Alas, the needed similatities are not there.
One is a liquid system; DNA -- the other is a concrete system.
-- Changes or additions in the liquid systems result in a different fluid --
-- Changes in concrete result in holes that only can be repaired by applying new cement --
Thus, the only way to use computers to simulate evolution is to make a program that make changes to an existing "object", and have criteria for what is best and a way of testing the object for likelyness to these criteria.
Though, it is almost fruitless to use tests such as these:
How in the hell are we to claim that evolution of computer-simulated objects are another evidence for evolution when the criteria are man-made and the program made to push objects toward these criteria?
Regardless of that problem, we would have to subject the "objects" to millions of "hazard-tests" simulating a life-span -- and without hundreds of thousands of individuals all mutating randomly, there wouldn't be any ground for calling it natural selection nor evolution.
The best way would be to have 100 000 computers running one program simulating one object with X mutations through a million *different* hazards, before the 80% best out of the surviving are spread to every computer at random...
Past experience would lead one to believe that it would prove fruitless to try to improve a computer program by making random changes to its instructions.

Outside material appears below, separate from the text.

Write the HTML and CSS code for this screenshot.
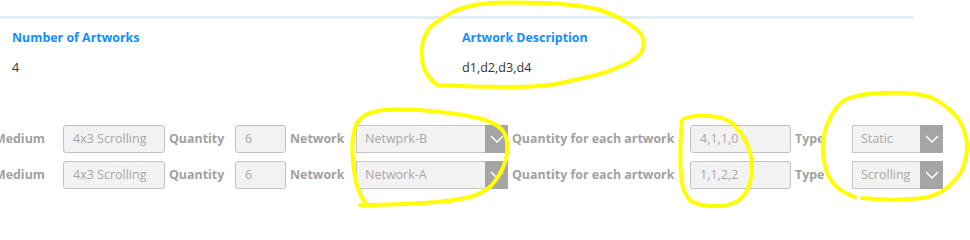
FILE: index.html
```html
<!DOCTYPE html>
<html>
<head>
<meta charset="utf-8">
<link rel="stylesheet" href="styles.css">
</head>
<body>
<div class="page">
  <div class="rule"></div>
  <div class="summary">
    <div class="field">
      <div class="field-label">Number of Artworks</div>
      <div class="field-value">4</div>
    </div>
    <div class="field">
      <div class="field-label">Artwork Description</div>
      <div class="field-value">d1,d2,d3,d4</div>
    </div>
  </div>
  <div class="rows">
    <div class="row">
      <span class="lbl lbl-medium">Medium</span>
      <div class="inp inp-medium">4x3 Scrolling</div>
      <span class="lbl lbl-qty">Quantity</span>
      <div class="inp inp-qty">6</div>
      <span class="lbl lbl-net">Network</span>
      <div class="sel sel-net"><span class="sel-text">Netwprk-B</span><span class="sel-btn"><svg width="14" height="8" viewBox="0 0 14 8"><path d="M1 1 L7 7 L13 1" fill="none" stroke="#fff" stroke-width="1.5"/></svg></span></div>
      <span class="lbl lbl-each">Quantity for each artwork</span>
      <div class="inp inp-each">4,1,1,0</div>
      <span class="lbl lbl-type">Type</span>
      <div class="sel sel-type"><span class="sel-text">Static</span><span class="sel-btn"><svg width="14" height="8" viewBox="0 0 14 8"><path d="M1 1 L7 7 L13 1" fill="none" stroke="#fff" stroke-width="1.5"/></svg></span></div>
    </div>
    <div class="row">
      <span class="lbl lbl-medium">Medium</span>
      <div class="inp inp-medium">4x3 Scrolling</div>
      <span class="lbl lbl-qty">Quantity</span>
      <div class="inp inp-qty">6</div>
      <span class="lbl lbl-net">Network</span>
      <div class="sel sel-net"><span class="sel-text">Network-A</span><span class="sel-btn"><svg width="14" height="8" viewBox="0 0 14 8"><path d="M1 1 L7 7 L13 1" fill="none" stroke="#fff" stroke-width="1.5"/></svg></span></div>
      <span class="lbl lbl-each">Quantity for each artwork</span>
      <div class="inp inp-each">1,1,2,2</div>
      <span class="lbl lbl-type">Type</span>
      <div class="sel sel-type"><span class="sel-text">Scrolling</span><span class="sel-btn"><svg width="14" height="8" viewBox="0 0 14 8"><path d="M1 1 L7 7 L13 1" fill="none" stroke="#fff" stroke-width="1.5"/></svg></span></div>
    </div>
  </div>
  <svg class="marks" width="970" height="217" viewBox="0 0 970 217">
    <path d="M435,83 C427,77 422,67 422,57 C421,47 423,30 437,22 C447,14 455,10 470,6 C485,2 515,2 543,3 C565,4 585,6 600,10 C615,15 632,24 640,33 C646,40 644,52 637,57 C630,63 618,68 603,73 C590,77 578,79 565,82 C550,86 530,87 510,87 C480,87 455,86 437,85"/>
    <path d="M360,205 C380,205 405,204 423,203 C440,202 458,200 470,197 C480,194 487,190 492,185 C500,176 506,163 507,153 C508,143 507,136 503,131 C498,125 490,120 473,117 C460,114 450,113 440,112 C420,110 400,109 385,110 C372,111 362,115 357,123 C352,133 352,150 353,160 C354,175 357,188 361,196 C363,200 365,202 365,202"/>
    <path d="M682,121 C683,117 695,115 710,116 C722,117 730,120 735,126 C742,133 747,142 750,152 C753,165 752,177 749,186 C746,194 742,199 736,202 C728,206 722,206 714,206 C705,206 697,205 691,201 C685,196 682,187 681,176 C680,160 680,140 682,121"/>
    <path d="M862,198 C880,200 905,200 923,198 C935,196 942,192 948,187 C956,180 962,172 964,165 C967,155 968,146 966,138 C964,128 960,120 954,114 C947,107 940,101 930,97 C918,93 900,92 880,93 C865,94 852,96 845,100 C838,104 834,110 830,118 C825,128 822,140 823,153 C824,166 827,175 832,182 C838,189 845,194 855,197"/>
  </svg>
</div>
</body>
</html>
```

FILE: styles.css
```css
html, body {
  margin: 0;
  padding: 0;
  background: #ffffff;
}

.page {
  position: relative;
  width: 970px;
  height: 217px;
  overflow: hidden;
  font-family: "Open Sans", "Noto Sans", sans-serif;
  font-size: 12.6px;
}

.rule {
  margin-top: 16px;
  width: 913px;
  height: 3px;
  background: #e3eef4;
}

.summary {
  display: grid;
  grid-template-columns: 450px 1fr;
  padding-left: 12px;
  margin-top: 10px;
}

.field-label {
  font-weight: 700;
  font-size: 12.4px;
  color: #178cff;
  line-height: 18px;
}

.field-value {
  margin-top: 12px;
  line-height: 18px;
  color: #333333;
}

.rows {
  margin-top: 48px;
  margin-left: -6px;
  display: flex;
  flex-direction: column;
  gap: 8px;
}

.row {
  display: flex;
  align-items: center;
  height: 28px;
}

.lbl {
  box-sizing: border-box;
  flex: none;
  font-weight: 700;
  font-size: 12.4px;
  color: #a1a1a1;
  padding-left: 4px;
  white-space: nowrap;
  line-height: 18px;
}

.lbl-medium { width: 69px; padding-left: 0; }
.lbl-qty { width: 70px; }
.lbl-net { width: 70px; }
.lbl-each { width: 182px; }
.lbl-type { width: 61px; }

.inp {
  box-sizing: border-box;
  flex: none;
  height: 28px;
  border: 1px solid #c2c2c2;
  border-radius: 3px;
  background: #f2f2f2;
  color: #a8a8a8;
  font-size: 12.5px;
  padding-left: 9px;
  line-height: 26px;
  white-space: nowrap;
}

.inp-medium { width: 102px; }
.inp-qty { width: 51px; }
.inp-each { width: 101px; }

.sel {
  box-sizing: border-box;
  flex: none;
  height: 28px;
  display: flex;
  border: 1px solid #c6c6c6;
  background: #f2f2f2;
  color: #a8a8a8;
  font-size: 12.5px;
}

.sel-net { width: 152px; }
.sel-type { width: 91px; }

.sel-text {
  flex: 1;
  padding-left: 8px;
  line-height: 26px;
  white-space: nowrap;
}

.sel-btn {
  flex: none;
  width: 23px;
  margin: -1px -1px -1px 0;
  background: #a5a5a5;
  display: flex;
  align-items: center;
  justify-content: center;
}

.marks {
  position: absolute;
  left: 0;
  top: 0;
  pointer-events: none;
}

.marks path {
  fill: none;
  stroke: #ffff00;
  stroke-width: 4;
  stroke-linecap: round;
  stroke-linejoin: round;
}
```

But why should we guess at the answer? Why not do the experiments and find out for sure? Who dares take up the challenge?
That is true: You cannot change programs with randomness as they're already set to their ultimates -- or to a working state that is backed up by codes refering to other codes in so many ways that the changing of one 1 to 0 or one "A" to a "B" would invalidate it. When improving scripts it's most often best to rewrite them from the start.

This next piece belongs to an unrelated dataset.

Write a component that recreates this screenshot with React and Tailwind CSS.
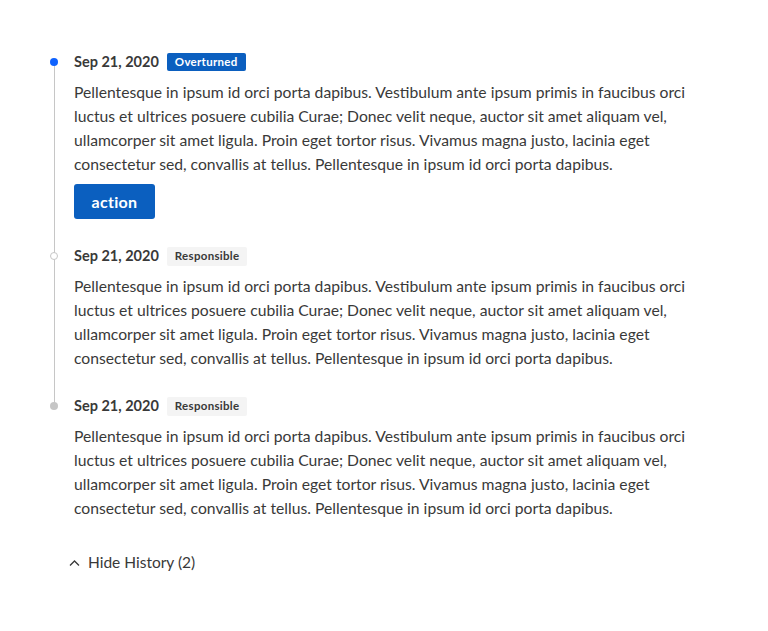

I've programmed so many scripts that do not compile (have logical errors that prevent them from working if compiled to a program) -- and most often the errors are a capital letter or lack thereof, or an object that refers to another object where the name-tags are wrong -- or where the name-tags of codes refer to the wrong object or wrong type of object...
Let us make a simple comparison:
AT-- 16 bit from a mouse DNA coding a part of the red blood cell
AG-- 16 bit from human DNA coding a part of the red blood cell
TG-- 16 bit from squid DNA coding a part of the red blood cell
0000 0000 0000 0000 0000 (example) -- 16 bit from a computer that works
0000 0000 0000 0100 0000 (example)-- 16 bit from a computer that doesn't work
0000 0100 0000 0100 0000 (example)-- 16 bit from a computer that doesn't work
1000 0000 0000 0100 0000 (example)-- 16 bit from a computer that doesn't work
0000 0000 0000 0000 0000 (example)-- 16 bit from a computer that doesn't work
Nothing else than the one right code will work for computers, everything that doesn't kill the creature it builds will work for DNA.